Besides meeting one or more of the above National Register criteria, a property must also have "Historic Integrity" which is the authenticity of a property's historic identity evidenced by the survival of physical characteristics that existed during the property's historic period.  Historic Integrity is comprised of seven quailities 

George Bellman House, Seattle - 1912

  • Location,
  • Design,
  • Setting,
  • Materials,
  • Workmanship,
  • Feeling,
  • Association

This means that if a property has been dramatically altered or its setting has been lost, it is probably not eligible for the Register.

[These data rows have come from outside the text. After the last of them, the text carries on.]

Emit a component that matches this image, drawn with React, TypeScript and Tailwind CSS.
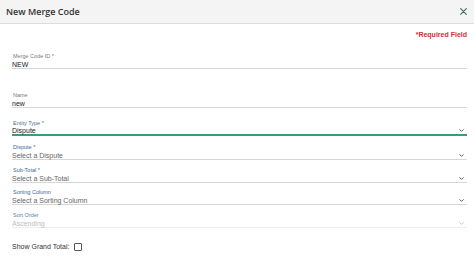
import { ChevronDown } from "lucide-react";

type FieldProps = {
  label: string;
  value: string;
  labelClass?: string;
  valueClass?: string;
  lineClass?: string;
  select?: boolean;
  chevronClass?: string;
  className?: string;
};

function Field({
  label,
  value,
  labelClass = "text-[#7a7a7a]",
  valueClass = "text-[#222]",
  lineClass = "border-b border-[#d6d6d6]",
  select = false,
  chevronClass = "text-[#444]",
  className = "",
}: FieldProps) {
  return (
    <div className={className}>
      <div className={`h-[7px] text-[5.5px] leading-[7px] pl-[1px] ${labelClass}`}>{label}</div>
      <div className={`flex h-[9px] items-center justify-between ${lineClass}`}>
        <span className={`text-[7px] leading-[9px] ${valueClass}`}>{value}</span>
        {select && <ChevronDown className={`mr-[2px] h-[7px] w-[7px] ${chevronClass}`} strokeWidth={3} />}
      </div>
    </div>
  );
}

export default function App() {
  return (
    <div className="h-[274px] w-[474px] bg-white" style={{ fontFamily: "'Liberation Sans', Arial, sans-serif" }}>
      <div className="flex h-[24px] items-center justify-between border-b border-[#dcdcdc] bg-[#f4f4f4] pl-[6px] pr-[6px]">
        <span
          className="text-[9px] font-semibold text-[#333]"
          style={{ fontFamily: "'Open Sans', sans-serif" }}
        >
          New Merge Code
        </span>
        <svg width="7" height="7" viewBox="0 0 10 10" className="mr-[1px]">
          <path d="M1 1 L9 9 M9 1 L1 9" stroke="#3f6b5c" strokeWidth="1.6" strokeLinecap="round" />
        </svg>
      </div>

      <div className="pl-[12px] pr-[7px]">
        <div className="flex justify-end pt-[7px]">
          <span className="text-[7px] font-bold leading-[8px] text-[#cc3333]">*Required Field</span>
        </div>

        <Field className="mt-[14px]" label="Merge Code ID *" value="NEW" />
        <Field className="mt-[23px]" label="Name" value="new" />
        <Field
          className="mt-[12px]"
          label="Entity Type *"
          value="Dispute"
          labelClass="text-[#4a6f93]"
          lineClass="border-b-[2px] border-[#3f9a78]"
          select
        />
        <Field
          className="mt-[8px]"
          label="Dispute *"
          value="Select a Dispute"
          labelClass="text-[#3a68a0]"
          valueClass="text-[#666]"
          select
        />
        <Field
          className="mt-[7px]"
          label="Sub-Total *"
          value="Select a Sub-Total"
          labelClass="text-[#3a68a0]"
          valueClass="text-[#666]"
          select
        />
        <Field
          className="mt-[6px]"
          label="Sorting Column"
          value="Select a Sorting Column"
          labelClass="text-[#3a68a0]"
          valueClass="text-[#666]"
          select
        />
        <Field
          className="mt-[7px]"
          label="Sort Order"
          value="Ascending"
          labelClass="text-[#5a7fa8]"
          valueClass="text-[#bdbdbd]"
          lineClass="border-b border-[#eeeeee]"
          chevronClass="text-[#c4c4c4]"
          select
        />

        <div className="mt-[14px] flex items-center gap-[5px]">
          <span className="text-[7px] leading-[10px] text-[#333]">Show Grand Total:</span>
          <span className="h-[8px] w-[8px] rounded-[1px] border border-[#555]" />
        </div>
      </div>
    </div>
  );
}
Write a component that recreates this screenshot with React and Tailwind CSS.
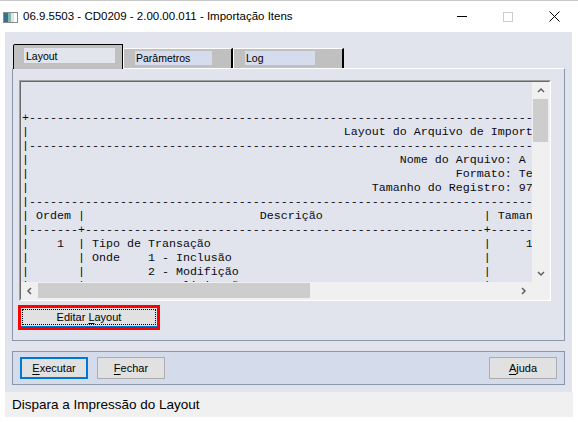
import React from "react";

const pad = (s, n) => s + " ".repeat(Math.max(0, n - s.length));
const dash = "-".repeat(100);
const lines = [
  "",
  "",
  "+" + dash,
  pad("|", 46) + "Layout do Arquivo de Importação",
  "|" + dash,
  pad("|", 54) + "Nome do Arquivo: A Definir",
  pad("|", 62) + "Formato: Texto",
  pad("|", 50) + "Tamanho do Registro: 97",
  "|" + dash,
  pad(pad("| Ordem |", 34) + "Descrição", 66) + "| Tamanho",
  "|-------+" + "-".repeat(57) + "+" + dash,
  pad(pad("|    1  | Tipo de Transação", 66) + "|", 72) + "1",
  pad("|       | Onde    1 - Inclusão", 66) + "|",
  pad("|       |         2 - Modifição", 66) + "|",
  pad("|       |         3 - Eliminação", 66) + "|",
];

function Chevron({ dir }) {
  const pts = {
    up: "1,5 4,2 7,5",
    down: "1,2 4,5 7,2",
    left: "5,1 2,4 5,7",
    right: "2,1 5,4 2,7",
  }[dir];
  return (
    <svg width="8" height="8" viewBox="0 0 8 8">
      <polyline points={pts} fill="none" stroke="#606060" strokeWidth="1.5" />
    </svg>
  );
}

function Btn({ children, focus }) {
  return (
    <div
      className={
        "w-[68px] h-[22px] flex items-center justify-center bg-[#e1e1e1] text-[11px] text-black " +
        (focus ? "border-2 border-[#0078d7]" : "border border-[#adadad]")
      }
    >
      {children}
    </div>
  );
}

export default function App() {
  return (
    <div className="w-[578px] h-[422px] bg-white overflow-hidden font-['Liberation_Sans',Arial,sans-serif] text-black">
      <div className="h-px bg-[#c8c8c8]" />
      {/* Title bar */}
      <div className="h-[31px] flex items-center relative">
        <svg className="ml-[3px] mt-[1px]" width="15" height="11" viewBox="0 0 15 11">
          <rect x="0.5" y="0.5" width="14" height="10" fill="#ffffff" stroke="#8a8a8a" />
          <rect x="1" y="1" width="4" height="9" fill="#3a6f8f" />
          <rect x="5" y="1" width="3" height="9" fill="#7fb9a9" />
          <rect x="8" y="1" width="3" height="9" fill="#d9e6ea" />
        </svg>
        <span className="ml-[5px] text-[11.5px] text-black">06.9.5503 - CD0209 - 2.00.00.011 - Importação Itens</span>
        <div className="ml-auto flex items-center h-full">
          <div className="w-[46px] h-full flex items-center justify-center">
            <div className="w-[10px] h-px bg-black" />
          </div>
          <div className="w-[46px] h-full flex items-center justify-center">
            <div className="w-[10px] h-[10px] border border-[#cccccc]" />
          </div>
          <div className="w-[46px] h-full flex items-center justify-center mr-[1px]">
            <svg width="11" height="11" viewBox="0 0 11 11">
              <path d="M0.5 0.5 L10.5 10.5 M10.5 0.5 L0.5 10.5" stroke="#000" strokeWidth="1" />
            </svg>
          </div>
        </div>
      </div>

      {/* Client area */}
      <div className="ml-[5px] w-[567px] h-[360px] bg-[#e1e4ec] pt-[12px] pb-[7px] flex flex-col">
        {/* Tabs */}
        <div className="ml-[8px] h-[24px] flex items-end relative z-10">
          <div className="w-[110px] h-[25px] -mb-px bg-[#c0c0c0] border-t border-l border-r border-black rounded-tl-[2px] pt-[3px] pl-[10px]">
            <div className="w-[91px] h-[15px] bg-[#e2e5ec] text-[10.5px] leading-[16px] pl-[2px]">Layout</div>
          </div>
          <div className="w-[110px] h-[20px] bg-[#c0c0c0] border-t border-l border-white border-r-2 border-r-black pt-[2px] pl-[11px]">
            <div className="w-[77px] h-[14px] bg-[#d4dcee] text-[10.5px] leading-[15px] pl-[1px]">Parâmetros</div>
          </div>
          <div className="w-[111px] h-[20px] bg-[#c0c0c0] border-t border-l border-white border-r-2 border-r-black pt-[2px] pl-[11px]">
            <div className="w-[70px] h-[14px] bg-[#d4dcee] text-[10.5px] leading-[15px] pl-[1px]">Log</div>
          </div>
        </div>

        {/* Panel */}
        <div className="ml-[7px] w-[553px] h-[273px] border border-[#8a96aa] border-t-white pt-[11px] pl-[6px] flex flex-col">
          {/* Text box */}
          <div className="w-[532px] h-[221px] border border-[#a0a0a0] border-b-white border-r-white">
            <div className="w-full h-full border border-[#696969] border-b-[#f0f0f0] border-r-[#f0f0f0] flex flex-col">
              <div className="flex h-[200px]">
                <div className="w-[511px] h-full overflow-hidden pt-px pl-px">
                  <div className="font-['Liberation_Mono','Courier_New',monospace] text-[11.67px] leading-[14px] whitespace-pre text-[#0a0a14]">
                    {lines.map((l, i) => (
                      <div key={i} className="h-[14px]">{l}</div>
                    ))}
                  </div>
                </div>
                <div className="w-[17px] h-full bg-[#f0f0f0] flex flex-col items-center">
                  <div className="h-[17px] w-full flex items-center justify-center">
                    <Chevron dir="up" />
                  </div>
                  <div className="w-[15px] h-[43px] bg-[#cdcdcd]" />
                  <div className="flex-1" />
                  <div className="h-[17px] w-full flex items-center justify-center">
                    <Chevron dir="down" />
                  </div>
                </div>
              </div>
              <div className="flex h-[17px]">
                <div className="w-[511px] h-full bg-[#f0f0f0] flex items-center">
                  <div className="w-[17px] h-full flex items-center justify-center">
                    <Chevron dir="left" />
                  </div>
                  <div className="w-[272px] h-[15px] bg-[#cdcdcd]" />
                  <div className="flex-1" />
                  <div className="w-[17px] h-full flex items-center justify-center">
                    <Chevron dir="right" />
                  </div>
                </div>
                <div className="w-[17px] h-full bg-[#f0f0f0]" />
              </div>
            </div>
          </div>
          {/* Editar Layout */}
          <div className="mt-[4px] -ml-px w-[142px] h-[25px] border-[3px] border-[#ff0000]">
            <div className="w-full h-full bg-[#e1e1e1] border-b border-[#0078d7] p-px">
              <div className="w-full h-full border border-dotted border-black flex items-center justify-center text-[11px] leading-none">
                <span>
                  Editar <span className="underline underline-offset-2">L</span>ayout
                </span>
              </div>
            </div>
          </div>
        </div>

        {/* Bottom buttons panel */}
        <div className="mt-[10px] ml-[7px] w-[553px] h-[34px] bg-[#d4dcec] border border-[#8a96aa] flex items-center px-[7px] gap-[9px]">
          <Btn focus>
            <span>
              <span className="underline underline-offset-2">E</span>xecutar
            </span>
          </Btn>
          <Btn>
            <span>
              <span className="underline underline-offset-2">F</span>echar
            </span>
          </Btn>
          <div className="flex-1" />
          <Btn>
            <span>
              <span className="underline underline-offset-2">A</span>juda
            </span>
          </Btn>
        </div>
      </div>

      {/* Status bar */}
      <div className="ml-[5px] w-[568px] h-[25px] bg-[#f0f0f0] flex items-center pl-[7px] pt-[2px] text-[13.5px]">
        Dispara a Impressão do Layout
      </div>
    </div>
  );
}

Special Criteria Considerations

Certain property types are eligible for listing in the National Register only under special circumstances. These include cemeteries, birthplaces or graves of historical figures, properties owned by religious institutions or used for religious purposes, structures that have been moved from their original locations, reconstructed historic buildings, properties primarily commemorative in nature and properties that have achieved significance within the last 50 years.  Such properties will qualify, however, if they are integral parts of districts that do meet the criteria, or if they fall within one or more of the following categories:

  • A religious property deriving primary significance from architectural or artistic distinction or historical importance.
  • A building or structure removed from its original location but which is significant for architectural value, or which is the surviving structure most importantly associated with an historic person or event.
  • A birthplace or grave of an historical figure of outstanding importance if there is no other appropriate site or building directly associated with his or her productive life.
  • A cemetery that derives its primary significance from graves of persons of transcendent importance, from age, from distinctive design features or from association with historic events.
  • A reconstructed building when accurately executed in a suitable environment and presented in a dignified manner as part of a restoration master plan, and when no other building or structure with the same association has survived.
  • A property primarily commemorative in intent if design, age, tradition or symbolic value has invested it with its own historical significance.
  • A property achieving significance within the past 50 years if it is of exceptional importance.